Thank you so much for sharing that with us, Suzanne!
Made this for my son and daughter in law tonite! They raved about it and finished every piece. So easy to make. I served it with baked Parmesan asparagus, rolls and angel food cake with fresh berries for dessert. Thank you Natasha. Wish you had a link to be able to send it to friends…
That’s so great! It sounds like you have a new favorite, Mary! & thank you for that suggestion!
Hi can you give a recipe for baked honey glazed salmon? I like the pan fry salmon but I like baked salmon more:)

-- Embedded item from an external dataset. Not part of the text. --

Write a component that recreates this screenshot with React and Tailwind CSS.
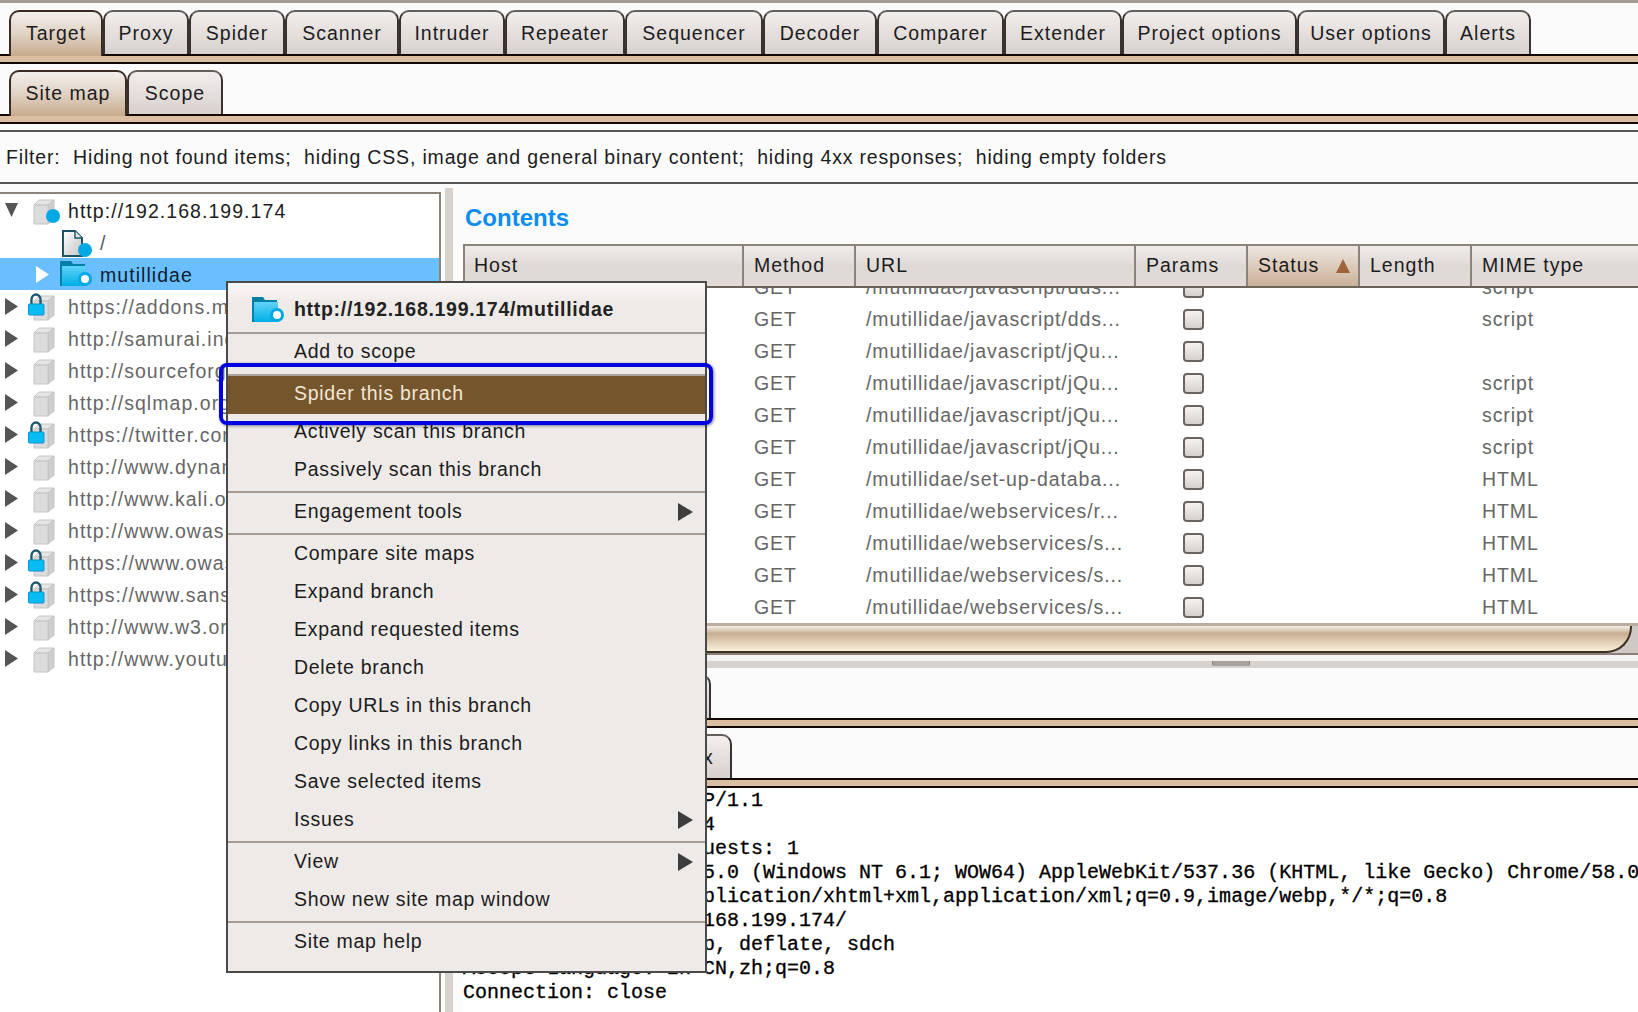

Hi Ajeenah, you can find our baked salmon recipes here . I haven’t tried this specific recipe baked but I have baked a similar salmon recipe at 400˚F for 13-16 minutes or until salmon is flaky and cooked through (note: bake times may vary by thickness of salmon). I hope you love it!
This salmon recipe was amazing! So good and so easy to prepare. My hubby loved the sauce:) Thank you for the recipe.
That’s so great, Kate! Thank you for that awesome review!
This is a great recipe, Natasha. I love how the sweetness of the honey combines with the saltiness of the soy sauce and the acidity of the limes. And the touch of chives brings it all together – I love chives!
I made this with some coconut rice on the side and everyone loved it. I just posted my take on it on my weblog (referring back to this post, of course) and thought I would come here to thank you for publishing it in the first place! 🙂
Thank you for sharing your review with us, Bruno!!
Dredging in flour first does keep the flavor in the fish. I was amazed at the amount of flavor through the fish without marinading it. It was a bit sweet for me though, wonder if adding lemon or lime during the cooking would help?
Hi Marcia, you might squeeze some fresh lemon juice over the salmon before serving – I think that would be a nice touch to cut the sweetness. I’m so glad you enjoyed the honey salmon!